I have also testet on other robust datasets. Always the same inplausible results.

#### hlsmith

##### Less is more. Stay pure. Stay poor.
I am familiar that robust reg exists, but have not used it. I find it hard to believe that there aren't better resources for you. I will keep my eyes open in case a fortuitously stumble across some thing.

Could it be possible for you to simulate a dataset very close to your's, with know parameters and assumptions that test all the above approaches?

#### consuli

##### Member
I find it hard to believe that there aren't better resources for you.

Could it be possible for you to simulate a dataset very close to your's, with know parameters and assumptions that test all the above approaches?
I don't know, how to do that. It would be helpful, if (mathematical) guidance was provided how to simulate the datasets, especially how to specify the increasing variance and skewness in the datasets and following how to simulate them. If a clear mathematical concept is layed out, I am pretty confident I can program it in R.

Last edited:

#### consuli

##### Member
Thanks for the robust regression article from regression pope Fox.

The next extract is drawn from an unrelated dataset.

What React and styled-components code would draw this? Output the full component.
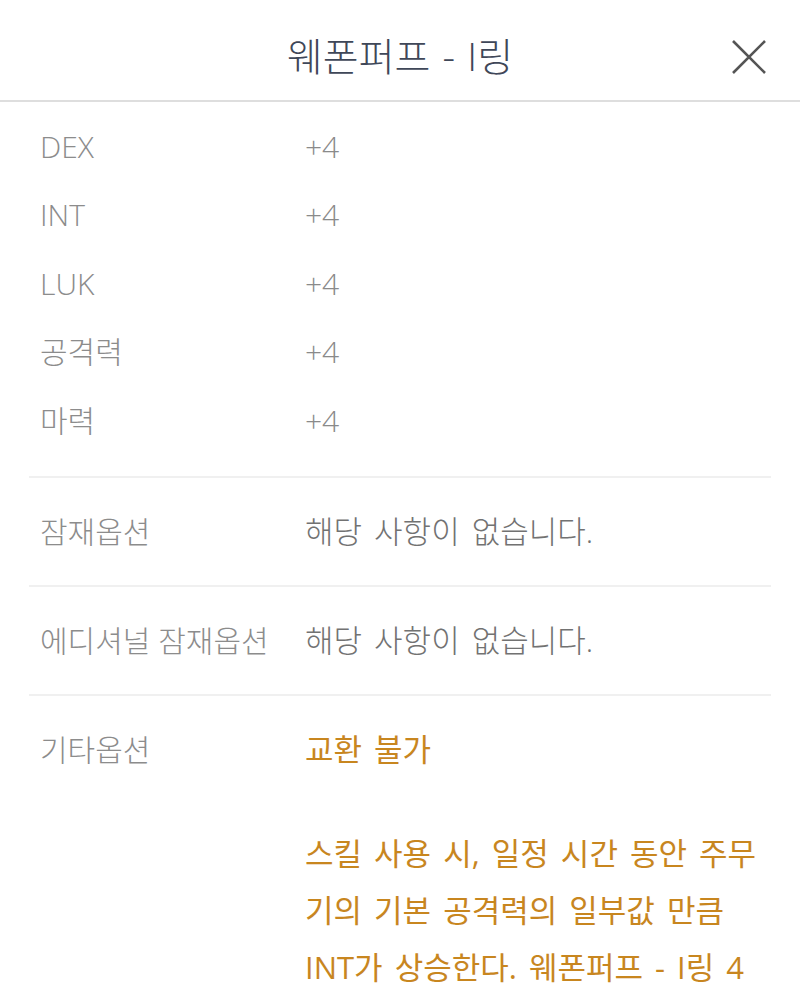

As far I could follow the article, it does neither say about a robust goodness of fit measure nor how to reproduce skew residuals (which would be necessary to reproduce the robust regression datasets with known parameters, as you suggested).

However, it solved another problem I had. :-D

#### consuli

##### Member
After I have done some thinking about the problem, I'd say, that Mean Absolute Error (MAE) would be the best model decision criterion for robust data problems, that are miles away from normal distributetd or rather do not follow a theoretic distribution at all.